### Data rows:

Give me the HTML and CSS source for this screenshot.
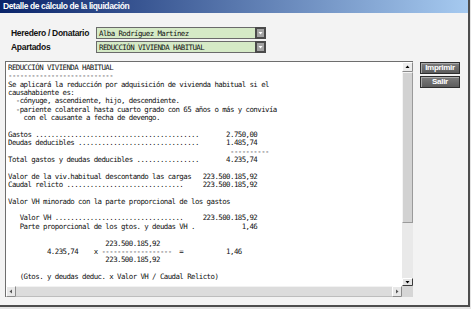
FILE: index.html
```html
<!DOCTYPE html>
<html lang="es">
<head>
  <meta charset="UTF-8" />
  <meta name="viewport" content="width=device-width, initial-scale=1.0"/>
  <title>Detalle de cálculo de la liquidación</title>
  <link rel="stylesheet" href="styles.css">
</head>
<body>
  <div class="window">
    <div class="titlebar">Detalle de cálculo de la liquidación</div>

    <div class="content">
      <div class="fields">
        <div class="field">
          <label>Heredero / Donatario</label>
          <div class="combo">
            <span class="combo-value">Alba Rodríguez Martínez</span>
            <svg class="combo-btn" width="11" height="12" viewBox="0 0 11 12">
              <rect x="0" y="0" width="11" height="12" fill="#4a4a4a"/>
              <rect x="2" y="2" width="7" height="8" fill="#a3a3a3"/>
              <polygon points="3.5,5 7.5,5 5.5,7.5" fill="#fff"/>
            </svg>
          </div>
        </div>
        <div class="field">
          <label>Apartados</label>
          <div class="combo">
            <span class="combo-value">REDUCCIÓN VIVIENDA HABITUAL</span>
            <svg class="combo-btn" width="11" height="12" viewBox="0 0 11 12">
              <rect x="0" y="0" width="11" height="12" fill="#4a4a4a"/>
              <rect x="2" y="2" width="7" height="8" fill="#a3a3a3"/>
              <polygon points="3.5,5 7.5,5 5.5,7.5" fill="#fff"/>
            </svg>
          </div>
        </div>
      </div>

      <div class="main">
        <div class="report">
<pre class="report-text">REDUCCIÓN VIVIENDA HABITUAL
---------------------------
Se aplicará la reducción por adquisición de vivienda habitual si el
causahabiente es:
  -cónyuge, ascendiente, hijo, descendiente.
  -pariente colateral hasta cuarto grado con 65 años o más y convivía
    con el causante a fecha de devengo.

Gastos ..........................................       2.750,00
Deudas deducibles ...............................       1.485,74
                                                         ----------
Total gastos y deudas deducibles ................       4.235,74

Valor de la viv.habitual descontando las cargas   223.500.185,92
Caudal relicto ..............................     223.500.185,92

Valor VH minorado con la parte proporcional de los gastos

   Valor VH .................................     223.500.185,92
   Parte proporcional de los gtos. y deudas VH .            1,46

                         223.500.185,92
          4.235,74    x ------------------  =           1,46
                         223.500.185,92

   (Gtos. y deudas deduc. x Valor VH / Caudal Relicto)
</pre>
          <div class="vscroll">
            <svg class="sb-btn" width="11" height="10" viewBox="0 0 11 10">
              <rect x="0" y="0" width="11" height="10" fill="#ececec"/>
              <path d="M0.5 9.5 V0.5 H10.5" stroke="#fff" fill="none"/>
              <path d="M0.5 9.5 H10.5 V0.5" stroke="#8a8a8a" fill="none"/>
              <polygon points="3.5,6 7.5,6 5.5,3.5" fill="#000"/>
            </svg>
            <div class="vthumb"></div>
            <div class="vtrack"></div>
            <svg class="sb-btn" width="11" height="8" viewBox="0 0 11 8">
              <rect x="0" y="0" width="11" height="8" fill="#e4e4e4"/>
              <path d="M0.5 7.5 V0.5 H10.5" stroke="#fff" fill="none"/>
              <path d="M0.5 7.5 H10.5 V0.5" stroke="#3a3a3a" fill="none"/>
              <polygon points="3.5,3 7.5,3 5.5,5.5" fill="#000"/>
            </svg>
          </div>
          <div class="hscroll">
            <svg class="sb-btn" width="10" height="11" viewBox="0 0 10 11">
              <rect x="0" y="0" width="10" height="11" fill="#e8e8e8"/>
              <path d="M0.5 10.5 V0.5 H9.5" stroke="#fff" fill="none"/>
              <path d="M0.5 10.5 H9.5 V0.5" stroke="#8a8a8a" fill="none"/>
              <polygon points="6,3.5 6,7.5 3.5,5.5" fill="#555"/>
            </svg>
            <div class="htrack"></div>
            <svg class="sb-btn" width="10" height="11" viewBox="0 0 10 11">
              <rect x="0" y="0" width="10" height="11" fill="#e8e8e8"/>
              <path d="M0.5 10.5 V0.5 H9.5" stroke="#fff" fill="none"/>
              <path d="M0.5 10.5 H9.5 V0.5" stroke="#8a8a8a" fill="none"/>
              <polygon points="4,3.5 4,7.5 6.5,5.5" fill="#555"/>
            </svg>
          </div>
          <div class="corner"></div>
        </div>

        <div class="actions">
          <button class="btn">Imprimir</button>
          <button class="btn">Salir</button>
        </div>
      </div>
    </div>
  </div>
</body>
</html>
```

FILE: styles.css
```css
body {
  margin: 0;
  background: #e4e4e4;
  font-family: "Liberation Sans", Arial, sans-serif;
}

.window {
  width: 470px;
  height: 307px;
  box-sizing: border-box;
  display: flex;
  flex-direction: column;
  background: #f3f3f3;
  border-right: 2px solid #4d4d4d;
  border-bottom: 2px solid #4d4d4d;
}

.titlebar {
  height: 13px;
  line-height: 13px;
  padding-left: 3px;
  background: linear-gradient(to right, #0a246a, #a6caf0);
  color: #fff;
  font-weight: bold;
  font-size: 8.5px;
  letter-spacing: -0.4px;
}

.content {
  flex: 1;
  padding: 14px 0 0 5px;
}

.fields {
  display: flex;
  flex-direction: column;
  gap: 2px;
  padding-left: 6px;
}

.field {
  display: flex;
  align-items: center;
  height: 12px;
}

.field label {
  width: 85px;
  font-weight: bold;
  font-size: 8.5px;
  letter-spacing: -0.3px;
  color: #111;
}

.combo {
  width: 170px;
  height: 12px;
  box-sizing: border-box;
  display: flex;
  align-items: center;
  border: 1px solid #6a6a6a;
  border-right: none;
  background: #d5eac6;
}

.combo-value {
  flex: 1;
  padding-left: 2px;
  font-family: "DejaVu Sans Mono", monospace;
  font-size: 7.4px;
  letter-spacing: -0.555px;
  color: #111;
}

.combo-btn {
  display: block;
  margin: -1px 0;
}

.main {
  display: flex;
  margin-top: 8px;
}

.report {
  width: 408px;
  height: 236px;
  box-sizing: border-box;
  display: grid;
  grid-template-columns: 1fr 11px;
  grid-template-rows: 1fr 11px;
  border-top: 1px solid #6e6e6e;
  border-left: 1px solid #6e6e6e;
  background: #fff;
}

.report-text {
  margin: 0;
  padding: 2px 0 0 2px;
  overflow: hidden;
  white-space: pre;
  font-family: "DejaVu Sans Mono", monospace;
  font-size: 7.4px;
  letter-spacing: -0.555px;
  line-height: 8.36px;
  color: #111;
}

.sb-btn {
  display: block;
  flex: none;
}

.vscroll {
  display: flex;
  flex-direction: column;
}

.vthumb {
  height: 151px;
  box-sizing: border-box;
  background: #d2d2d2;
  border: 1px solid #9a9a9a;
  border-top-color: #f4f4f4;
  border-left-color: #f4f4f4;
}

.vtrack {
  flex: 1;
  background: #e9e9e9;
}

.hscroll {
  display: flex;
}

.htrack {
  flex: 1;
  background: #dcdcdc;
  border-top: 1px solid #f2f2f2;
  border-bottom: 1px solid #bdbdbd;
}

.corner {
  background: #d6d6d6;
}

.actions {
  display: flex;
  flex-direction: column;
  gap: 2px;
  margin-left: 7px;
  padding-top: 1px;
}

.btn {
  width: 40px;
  height: 12px;
  padding: 0;
  border: 1px solid #2e2e2e;
  background: linear-gradient(#7d7d7d, #5c5c5c);
  box-shadow: inset 1px 1px #a9a9a9;
  color: #fff;
  font-family: "Liberation Sans", Arial, sans-serif;
  font-weight: bold;
  font-size: 8px;
  letter-spacing: -0.3px;
  line-height: 10px;
  cursor: pointer;
}
```
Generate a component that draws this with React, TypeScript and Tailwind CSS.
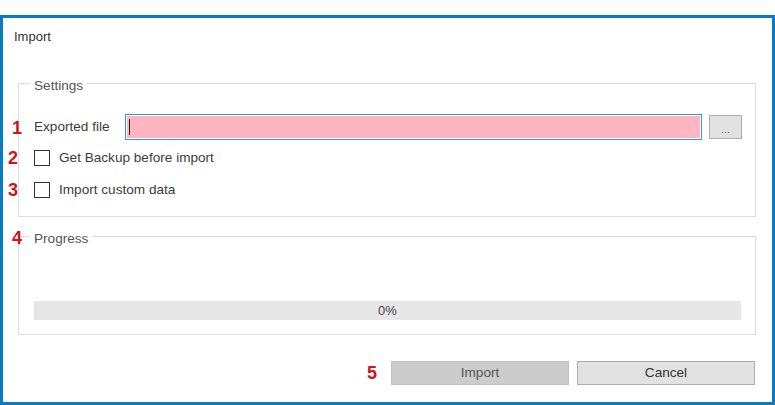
const font = { fontFamily: '"Liberation Sans", Arial, sans-serif' };

function Badge({ n, className }: { n: string; className: string }) {
  return (
    <span
      className={`absolute text-[18px] font-bold leading-[20px] text-[#c8161e] ${className}`}
    >
      {n}
    </span>
  );
}

function CheckRow({ n, label, className }: { n: string; label: string; className: string }) {
  return (
    <label className={`relative flex h-[20px] items-center ${className}`}>
      <Badge n={n} className="left-[-22px] top-0" />
      <span className="ml-[4px] h-[16px] w-[16px] border border-[#333333] bg-white" />
      <span className="ml-[9px] text-[13.6px] text-[#3c3c3c]">{label}</span>
    </label>
  );
}

export default function App() {
  return (
    <div className="h-[405px] w-[775px] bg-white" style={font}>
      <div className="mt-[15px] flex h-[390px] flex-col border-[3px] border-[#0b7bc1] bg-white">
        <div className="pl-[11px] pt-[12px] text-[13px] leading-[14px] text-[#333333]">Import</div>

        <fieldset className="ml-[15px] mr-[16px] mt-[29px] border border-[#dcdcdc] px-[11px] pb-[16px] pt-[21px]">
          <legend className="px-[4px] pt-[6px] text-[13.6px] leading-[14px] text-[#555555]">Settings</legend>

          <div className="relative flex h-[26px] items-center">
            <Badge n="1" className="left-[-18px] top-[4px]" />
            <span className="w-[95px] pl-[4px] text-[13.6px] text-[#3c3c3c]">Exported file</span>
            <div className="flex h-[26px] w-[577px] items-center border border-[#3d8fd6] bg-white p-[1px]">
              <div className="flex h-full w-full items-center bg-[#ffb6c1] pl-[2px]">
                <span className="h-[16px] w-[1px] bg-[#222222]" />
              </div>
            </div>
            <button className="ml-[7px] flex h-[24px] w-[33px] items-end justify-center border border-[#adadad] bg-[#e1e1e1] pb-[4px] text-[11px] leading-[10px] text-[#666666]">
              ...
            </button>
          </div>

          <CheckRow n="2" label="Get Backup before import" className="mt-[8px]" />
          <CheckRow n="3" label="Import custom data" className="mt-[12px]" />
        </fieldset>

        <fieldset className="relative ml-[15px] mr-[16px] mt-[9px] border border-[#dcdcdc] px-[11px] pb-[14px] pt-[55px]">
          <legend className="relative px-[4px] pt-[6px] text-[13.6px] leading-[14px] text-[#555555]">
            <Badge n="4" className="left-[-18px] top-[2px]" />
            Progress
          </legend>
          <div className="ml-[4px] mr-[3px] flex h-[19px] items-center justify-center bg-[#e6e6e6] text-[13px] text-[#444444]">
            0%
          </div>
        </fieldset>

        <div className="mr-[17px] mt-[26px] flex items-center justify-end">
          <span className="mr-[14px] text-[18px] font-bold leading-[20px] text-[#c8161e]">5</span>
          <button className="h-[24px] w-[178px] border border-[#bfbfbf] bg-[#cccccc] text-[13.6px] text-[#555555]">
            Import
          </button>
          <button className="ml-[8px] h-[24px] w-[178px] border border-[#adadad] bg-[#e1e1e1] text-[13.6px] text-[#333333]">
            Cancel
          </button>
        </div>
      </div>
    </div>
  );
}
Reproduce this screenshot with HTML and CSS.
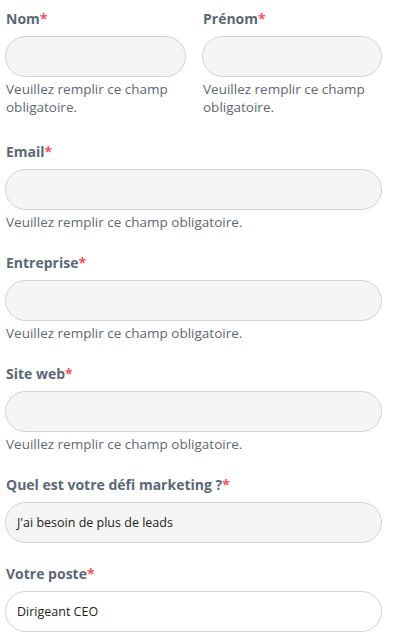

### Given exercise:
Which lines include the word "with"? Copy every one of them.

### Output for this exercise:
Generate a component that draws this with React, TypeScript and Tailwind CSS.
Reproduce this screenshot with HTML and CSS.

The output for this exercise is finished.